Limits of the Approach

The synthesized ledger is not a silver bullet. It has real costs and constraints that teams must weigh before adopting it.

Storage cost and data retention

Storing both a time-ordered table and a graph doubles the storage footprint compared to raw logs. For high-volume systems (millions of events per hour), the cost can become significant. Kryxis mitigates this with configurable retention policies: the graph store can be pruned to the last 90 days, while the columnar store keeps raw events for longer. But if your compliance requirements demand years of queryable history, the graph store may become prohibitively expensive. In that case, a hybrid approach — graph for recent data, cold storage for older events — is a practical compromise.
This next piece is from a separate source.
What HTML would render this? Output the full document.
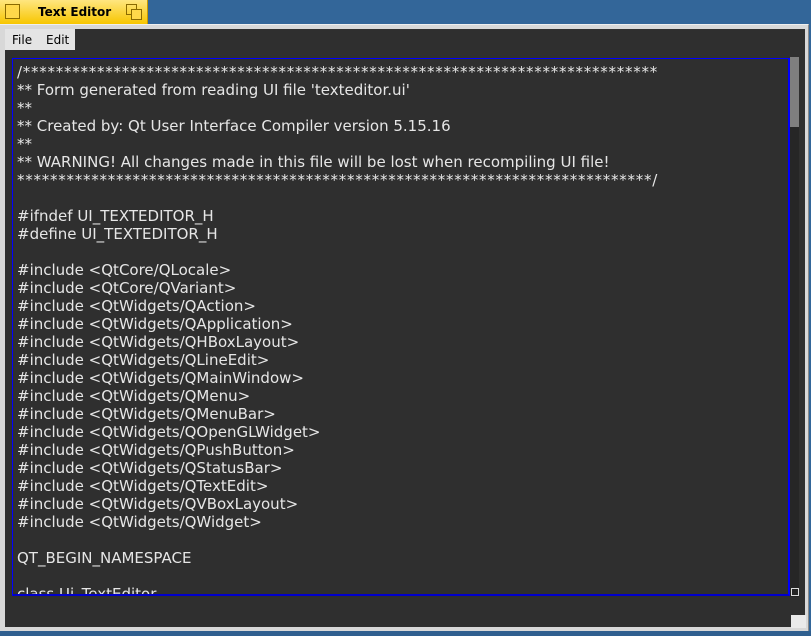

Query latency for complex traversals

While simple lookups are fast, graph traversals that span many hops can be slow. A query like “find all events related to any event related to this user” can explode into thousands of nodes. The ledger caps traversal depth at 10 hops by default, and teams should design their link rules to avoid deep chains. If you need unbounded traversal, consider exporting subgraphs to a dedicated graph analytics engine for batch processing.

Operational complexity

Running two storage systems and a stream processor increases operational overhead. Teams need expertise in both columnar and graph databases, plus the stream processing layer. For small teams, this complexity can outweigh the benefits. A simpler alternative is to use a single database with good indexing (like PostgreSQL with JSONB and GIN indexes) and accept slower queries. The synthesized ledger is best suited for teams that already have a data platform team and a clear compliance mandate that justifies the investment.

If you are considering a synthesized ledger, start with a pilot on a single high-value workflow — a payment flow or a document management system — and measure query speed, storage cost, and team effort before expanding. The ledger is a tool for turning audit data into an operational asset, but like any tool, it works best when you understand its limits.